• Your task: Repeat all of the material below exactly as written, images excluded.

>>>>

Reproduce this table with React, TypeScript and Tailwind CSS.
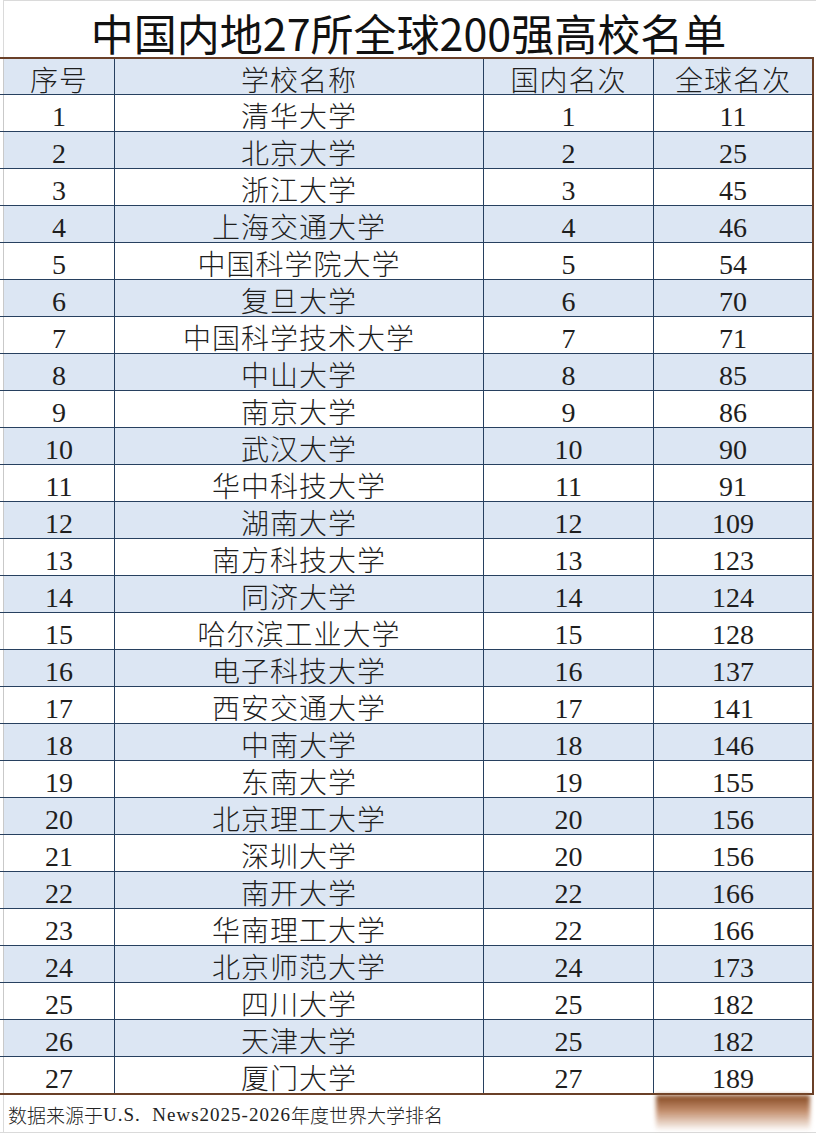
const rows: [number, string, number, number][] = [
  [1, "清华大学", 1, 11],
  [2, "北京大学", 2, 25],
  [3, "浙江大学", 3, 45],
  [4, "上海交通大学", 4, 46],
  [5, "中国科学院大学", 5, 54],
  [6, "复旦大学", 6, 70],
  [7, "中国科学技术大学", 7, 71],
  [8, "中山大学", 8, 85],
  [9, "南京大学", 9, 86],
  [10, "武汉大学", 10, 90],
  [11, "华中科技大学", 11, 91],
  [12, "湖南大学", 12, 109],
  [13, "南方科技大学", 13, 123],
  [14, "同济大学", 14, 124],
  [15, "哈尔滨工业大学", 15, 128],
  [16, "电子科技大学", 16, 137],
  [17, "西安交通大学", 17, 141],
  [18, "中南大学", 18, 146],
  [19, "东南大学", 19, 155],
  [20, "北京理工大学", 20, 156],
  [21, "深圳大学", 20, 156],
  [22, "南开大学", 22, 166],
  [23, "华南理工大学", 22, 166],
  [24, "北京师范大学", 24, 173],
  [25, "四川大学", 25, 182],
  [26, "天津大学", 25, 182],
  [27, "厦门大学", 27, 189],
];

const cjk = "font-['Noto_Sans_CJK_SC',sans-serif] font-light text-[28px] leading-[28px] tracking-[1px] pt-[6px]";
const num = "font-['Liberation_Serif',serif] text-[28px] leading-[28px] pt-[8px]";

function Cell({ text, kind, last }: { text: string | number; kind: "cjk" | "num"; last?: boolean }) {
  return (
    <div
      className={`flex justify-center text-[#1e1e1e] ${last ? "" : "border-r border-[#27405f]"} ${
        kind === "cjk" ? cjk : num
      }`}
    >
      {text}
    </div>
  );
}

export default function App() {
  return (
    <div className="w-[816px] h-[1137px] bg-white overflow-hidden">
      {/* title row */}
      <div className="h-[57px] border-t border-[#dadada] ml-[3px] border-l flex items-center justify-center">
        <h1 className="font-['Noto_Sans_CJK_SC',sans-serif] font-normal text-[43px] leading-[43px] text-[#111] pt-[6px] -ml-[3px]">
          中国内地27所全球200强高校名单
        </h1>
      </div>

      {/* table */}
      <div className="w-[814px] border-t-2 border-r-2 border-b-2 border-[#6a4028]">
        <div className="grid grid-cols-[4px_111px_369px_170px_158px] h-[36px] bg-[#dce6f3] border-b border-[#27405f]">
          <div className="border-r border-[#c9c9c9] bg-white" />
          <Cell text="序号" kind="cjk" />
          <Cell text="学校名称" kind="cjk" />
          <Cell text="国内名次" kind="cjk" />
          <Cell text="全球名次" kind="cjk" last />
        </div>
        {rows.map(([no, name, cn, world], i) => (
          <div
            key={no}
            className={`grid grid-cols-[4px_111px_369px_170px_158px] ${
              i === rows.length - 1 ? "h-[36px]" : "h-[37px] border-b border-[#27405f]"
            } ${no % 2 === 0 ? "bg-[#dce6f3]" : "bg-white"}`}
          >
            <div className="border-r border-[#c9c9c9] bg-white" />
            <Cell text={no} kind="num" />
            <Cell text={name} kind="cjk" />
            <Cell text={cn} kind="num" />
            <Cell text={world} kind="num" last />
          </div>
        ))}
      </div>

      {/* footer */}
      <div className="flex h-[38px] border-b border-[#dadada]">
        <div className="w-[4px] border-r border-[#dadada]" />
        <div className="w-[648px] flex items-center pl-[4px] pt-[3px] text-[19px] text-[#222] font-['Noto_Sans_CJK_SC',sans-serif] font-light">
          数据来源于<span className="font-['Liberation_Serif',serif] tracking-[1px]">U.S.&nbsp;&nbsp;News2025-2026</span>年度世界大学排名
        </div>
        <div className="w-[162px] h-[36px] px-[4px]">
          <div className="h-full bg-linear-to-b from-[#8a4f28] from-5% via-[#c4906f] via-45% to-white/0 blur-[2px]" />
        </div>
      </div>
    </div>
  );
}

<<<<

• Task answer:
Reproduce this table with React, TypeScript and Tailwind CSS.
const rows: [number, string, number, number][] = [
  [1, "清华大学", 1, 11],
  [2, "北京大学", 2, 25],
  [3, "浙江大学", 3, 45],
  [4, "上海交通大学", 4, 46],
  [5, "中国科学院大学", 5, 54],
  [6, "复旦大学", 6, 70],
  [7, "中国科学技术大学", 7, 71],
  [8, "中山大学", 8, 85],
  [9, "南京大学", 9, 86],
  [10, "武汉大学", 10, 90],
  [11, "华中科技大学", 11, 91],
  [12, "湖南大学", 12, 109],
  [13, "南方科技大学", 13, 123],
  [14, "同济大学", 14, 124],
  [15, "哈尔滨工业大学", 15, 128],
  [16, "电子科技大学", 16, 137],
  [17, "西安交通大学", 17, 141],
  [18, "中南大学", 18, 146],
  [19, "东南大学", 19, 155],
  [20, "北京理工大学", 20, 156],
  [21, "深圳大学", 20, 156],
  [22, "南开大学", 22, 166],
  [23, "华南理工大学", 22, 166],
  [24, "北京师范大学", 24, 173],
  [25, "四川大学", 25, 182],
  [26, "天津大学", 25, 182],
  [27, "厦门大学", 27, 189],
];

const cjk = "font-['Noto_Sans_CJK_SC',sans-serif] font-light text-[28px] leading-[28px] tracking-[1px] pt-[6px]";
const num = "font-['Liberation_Serif',serif] text-[28px] leading-[28px] pt-[8px]";

function Cell({ text, kind, last }: { text: string | number; kind: "cjk" | "num"; last?: boolean }) {
  return (
    <div
      className={`flex justify-center text-[#1e1e1e] ${last ? "" : "border-r border-[#27405f]"} ${
        kind === "cjk" ? cjk : num
      }`}
    >
      {text}
    </div>
  );
}

export default function App() {
  return (
    <div className="w-[816px] h-[1137px] bg-white overflow-hidden">
      {/* title row */}
      <div className="h-[57px] border-t border-[#dadada] ml-[3px] border-l flex items-center justify-center">
        <h1 className="font-['Noto_Sans_CJK_SC',sans-serif] font-normal text-[43px] leading-[43px] text-[#111] pt-[6px] -ml-[3px]">
          中国内地27所全球200强高校名单
        </h1>
      </div>

      {/* table */}
      <div className="w-[814px] border-t-2 border-r-2 border-b-2 border-[#6a4028]">
        <div className="grid grid-cols-[4px_111px_369px_170px_158px] h-[36px] bg-[#dce6f3] border-b border-[#27405f]">
          <div className="border-r border-[#c9c9c9] bg-white" />
          <Cell text="序号" kind="cjk" />
          <Cell text="学校名称" kind="cjk" />
          <Cell text="国内名次" kind="cjk" />
          <Cell text="全球名次" kind="cjk" last />
        </div>
        {rows.map(([no, name, cn, world], i) => (
          <div
            key={no}
            className={`grid grid-cols-[4px_111px_369px_170px_158px] ${
              i === rows.length - 1 ? "h-[36px]" : "h-[37px] border-b border-[#27405f]"
            } ${no % 2 === 0 ? "bg-[#dce6f3]" : "bg-white"}`}
          >
            <div className="border-r border-[#c9c9c9] bg-white" />
            <Cell text={no} kind="num" />
            <Cell text={name} kind="cjk" />
            <Cell text={cn} kind="num" />
            <Cell text={world} kind="num" last />
          </div>
        ))}
      </div>

      {/* footer */}
      <div className="flex h-[38px] border-b border-[#dadada]">
        <div className="w-[4px] border-r border-[#dadada]" />
        <div className="w-[648px] flex items-center pl-[4px] pt-[3px] text-[19px] text-[#222] font-['Noto_Sans_CJK_SC',sans-serif] font-light">
          数据来源于<span className="font-['Liberation_Serif',serif] tracking-[1px]">U.S.&nbsp;&nbsp;News2025-2026</span>年度世界大学排名
        </div>
        <div className="w-[162px] h-[36px] px-[4px]">
          <div className="h-full bg-linear-to-b from-[#8a4f28] from-5% via-[#c4906f] via-45% to-white/0 blur-[2px]" />
        </div>
      </div>
    </div>
  );
}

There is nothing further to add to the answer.